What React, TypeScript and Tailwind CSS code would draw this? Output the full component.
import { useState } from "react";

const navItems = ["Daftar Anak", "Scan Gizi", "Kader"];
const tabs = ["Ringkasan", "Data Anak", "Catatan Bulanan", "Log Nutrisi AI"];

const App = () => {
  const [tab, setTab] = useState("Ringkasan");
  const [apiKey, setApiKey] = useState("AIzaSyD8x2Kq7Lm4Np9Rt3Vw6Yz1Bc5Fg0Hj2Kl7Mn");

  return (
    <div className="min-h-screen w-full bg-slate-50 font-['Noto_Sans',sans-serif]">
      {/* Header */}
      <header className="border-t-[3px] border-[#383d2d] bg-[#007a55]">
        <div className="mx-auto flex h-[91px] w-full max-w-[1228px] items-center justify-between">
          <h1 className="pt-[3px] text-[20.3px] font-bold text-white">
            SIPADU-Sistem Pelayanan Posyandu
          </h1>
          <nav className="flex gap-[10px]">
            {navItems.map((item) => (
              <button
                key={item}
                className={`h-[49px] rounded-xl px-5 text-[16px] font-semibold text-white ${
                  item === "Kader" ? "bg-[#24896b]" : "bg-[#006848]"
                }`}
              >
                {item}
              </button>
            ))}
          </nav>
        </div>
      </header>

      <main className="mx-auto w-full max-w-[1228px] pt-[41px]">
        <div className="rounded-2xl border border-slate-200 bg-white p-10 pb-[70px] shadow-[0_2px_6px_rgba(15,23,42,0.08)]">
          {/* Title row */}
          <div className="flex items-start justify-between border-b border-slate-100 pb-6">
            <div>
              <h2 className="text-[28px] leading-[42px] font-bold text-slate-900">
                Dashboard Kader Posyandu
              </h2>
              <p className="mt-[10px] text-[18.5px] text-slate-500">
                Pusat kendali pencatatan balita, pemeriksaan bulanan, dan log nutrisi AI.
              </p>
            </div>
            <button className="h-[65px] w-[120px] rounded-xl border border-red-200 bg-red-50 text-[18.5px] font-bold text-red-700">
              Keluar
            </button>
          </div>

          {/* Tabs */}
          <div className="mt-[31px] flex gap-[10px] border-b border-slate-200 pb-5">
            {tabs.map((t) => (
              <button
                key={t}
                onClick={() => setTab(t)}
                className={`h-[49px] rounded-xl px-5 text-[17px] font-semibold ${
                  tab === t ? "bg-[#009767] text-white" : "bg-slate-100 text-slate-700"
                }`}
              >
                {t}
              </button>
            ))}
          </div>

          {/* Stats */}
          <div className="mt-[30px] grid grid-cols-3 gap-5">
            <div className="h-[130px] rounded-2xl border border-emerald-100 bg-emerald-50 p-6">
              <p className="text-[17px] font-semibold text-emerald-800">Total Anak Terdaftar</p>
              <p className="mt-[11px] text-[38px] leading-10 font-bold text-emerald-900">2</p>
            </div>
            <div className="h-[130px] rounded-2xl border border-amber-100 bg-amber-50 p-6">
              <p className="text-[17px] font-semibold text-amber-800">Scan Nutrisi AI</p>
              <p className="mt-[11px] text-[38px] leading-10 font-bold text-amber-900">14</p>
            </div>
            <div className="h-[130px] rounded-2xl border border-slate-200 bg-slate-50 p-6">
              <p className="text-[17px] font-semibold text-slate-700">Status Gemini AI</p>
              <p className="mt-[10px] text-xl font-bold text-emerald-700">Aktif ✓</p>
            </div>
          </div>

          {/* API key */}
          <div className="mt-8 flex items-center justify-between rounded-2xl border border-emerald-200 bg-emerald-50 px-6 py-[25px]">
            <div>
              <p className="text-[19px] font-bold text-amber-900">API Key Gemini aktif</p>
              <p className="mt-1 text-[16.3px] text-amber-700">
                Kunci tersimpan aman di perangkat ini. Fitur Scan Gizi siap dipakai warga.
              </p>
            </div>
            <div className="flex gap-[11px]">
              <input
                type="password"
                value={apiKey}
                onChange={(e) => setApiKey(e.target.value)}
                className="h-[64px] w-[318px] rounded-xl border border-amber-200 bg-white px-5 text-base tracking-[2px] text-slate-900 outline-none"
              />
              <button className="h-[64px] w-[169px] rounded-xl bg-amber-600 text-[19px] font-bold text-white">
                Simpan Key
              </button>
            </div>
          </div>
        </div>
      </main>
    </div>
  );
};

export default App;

——

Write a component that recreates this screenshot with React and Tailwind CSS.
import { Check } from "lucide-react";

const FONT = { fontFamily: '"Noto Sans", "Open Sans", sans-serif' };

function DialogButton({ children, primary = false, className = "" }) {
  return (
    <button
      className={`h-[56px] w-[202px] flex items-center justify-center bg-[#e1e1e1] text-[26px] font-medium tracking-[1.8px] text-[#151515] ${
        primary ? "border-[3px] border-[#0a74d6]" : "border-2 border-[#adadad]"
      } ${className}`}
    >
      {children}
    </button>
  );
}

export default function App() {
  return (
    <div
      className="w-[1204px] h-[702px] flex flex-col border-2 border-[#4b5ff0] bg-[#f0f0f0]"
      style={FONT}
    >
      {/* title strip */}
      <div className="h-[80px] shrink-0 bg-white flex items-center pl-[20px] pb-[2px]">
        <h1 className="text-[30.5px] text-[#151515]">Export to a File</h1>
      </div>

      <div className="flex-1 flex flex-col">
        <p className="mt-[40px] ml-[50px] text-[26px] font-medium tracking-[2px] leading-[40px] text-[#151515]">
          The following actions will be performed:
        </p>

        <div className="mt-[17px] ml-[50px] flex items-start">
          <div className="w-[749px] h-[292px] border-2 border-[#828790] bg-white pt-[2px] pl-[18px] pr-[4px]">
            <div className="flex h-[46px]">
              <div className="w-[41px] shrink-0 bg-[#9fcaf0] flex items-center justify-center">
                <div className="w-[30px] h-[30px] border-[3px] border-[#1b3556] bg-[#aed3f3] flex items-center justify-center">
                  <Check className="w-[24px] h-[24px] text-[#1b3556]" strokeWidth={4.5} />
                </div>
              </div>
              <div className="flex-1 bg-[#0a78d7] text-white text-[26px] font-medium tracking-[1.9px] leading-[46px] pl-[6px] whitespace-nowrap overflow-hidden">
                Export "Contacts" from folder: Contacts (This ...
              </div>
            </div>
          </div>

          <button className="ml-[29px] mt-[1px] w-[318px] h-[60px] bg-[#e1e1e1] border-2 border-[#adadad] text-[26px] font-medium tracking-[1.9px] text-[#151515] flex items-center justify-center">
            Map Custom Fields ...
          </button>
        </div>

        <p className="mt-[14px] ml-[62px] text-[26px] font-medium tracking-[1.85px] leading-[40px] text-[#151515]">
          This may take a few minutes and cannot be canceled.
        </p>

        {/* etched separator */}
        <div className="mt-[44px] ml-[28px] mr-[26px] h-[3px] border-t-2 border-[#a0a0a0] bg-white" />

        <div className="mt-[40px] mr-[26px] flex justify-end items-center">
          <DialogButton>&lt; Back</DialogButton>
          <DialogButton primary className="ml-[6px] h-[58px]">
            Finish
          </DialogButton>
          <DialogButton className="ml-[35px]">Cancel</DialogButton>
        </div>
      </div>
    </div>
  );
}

——

Everything from the line that contains "What React, TypeScript" to the line that contains "const [apiKey, setApiKey]" must be transcribed exactly, both end lines included.

What React, TypeScript and Tailwind CSS code would draw this? Output the full component.
import { useState } from "react";

const navItems = ["Daftar Anak", "Scan Gizi", "Kader"];
const tabs = ["Ringkasan", "Data Anak", "Catatan Bulanan", "Log Nutrisi AI"];

const App = () => {
  const [tab, setTab] = useState("Ringkasan");
  const [apiKey, setApiKey] = useState("AIzaSyD8x2Kq7Lm4Np9Rt3Vw6Yz1Bc5Fg0Hj2Kl7Mn");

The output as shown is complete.